If, however, you care about retaining the masks, or you have inherited a state_dict from somewhere else which contains the pruned reparametrization (so the various weight_mask and weight_orig buffers and parameters), then the solution is to: 1) put your newly instantiated model in a pruned state using prune.identity, which creates all the objects you’d expect, but with masks of ones; 2) load the state_dict, which should now fit the model.

Michela · July 14, 2020, 7:42am

Let me also add that, in the last scenario, loading the state_dict into a newly instantiated model will make it such that all your weight_origs and weight_masks will be properly filled in with the info from the state_dict, BUT the weight will still be a randomly sampled tensor from the new model instantiation.

Why does this matter? weight_orig and weight_mask together can be used to recompute the weight on the fly, through the forward_pre_hook that PyTorch pruning uses.

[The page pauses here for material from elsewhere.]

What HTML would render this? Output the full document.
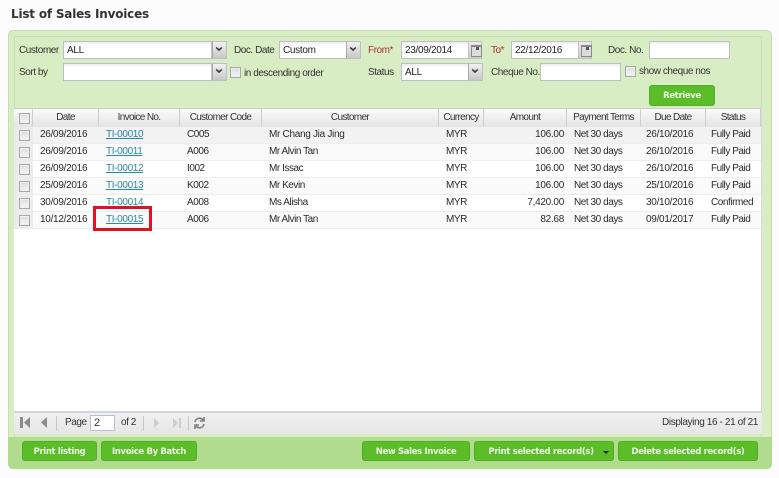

But this hook needs a forward call to act and recompute the weight . Without that call, the weight will just be some random tensor that has nothing to do with the loaded weight_orig and weight_mask.

Therefore, either serialize you models after removing the pruning parametrization, or remember to set the weight correctly (by hand or with a forward call) before trying to prune it again. In practice, this means preferably calling _ = model(X), where X is some (even fake) input data batch, or, alternatively, setting the weight by hand weight = weight_orig * weight_mask (be careful with this).

Joshua_Lansford · February 13, 2024, 8:20pm

Thank you, this post was helpful. I wanted to add a chunk of code to this which is currently working for me and might help others. When you run prune identity on your model to load the checkpoint, there are two tricks, one is that you have to keep separate your checkpoints which are pruned and the ones which are not, secondly the procedure needs to know what parts of your model did get pruned. I was able to solve both of these with this, which may fail in weird ways, but hasn’t yet.

    for part in checkpoint.values():
        if hasattr( part, "keys" ):
            for key in part.keys():
                if "_mask" in key:
                    pieces = key.split('.')
                    model_section = getattr( model, pieces[0] )[int(pieces[1])]
                    prune.identity( model_section, pieces[2].replace( "_mask", "" ) )

It goes through the checkpoint to find the _mask labels and then identifies the attribute on the model to run prune identity.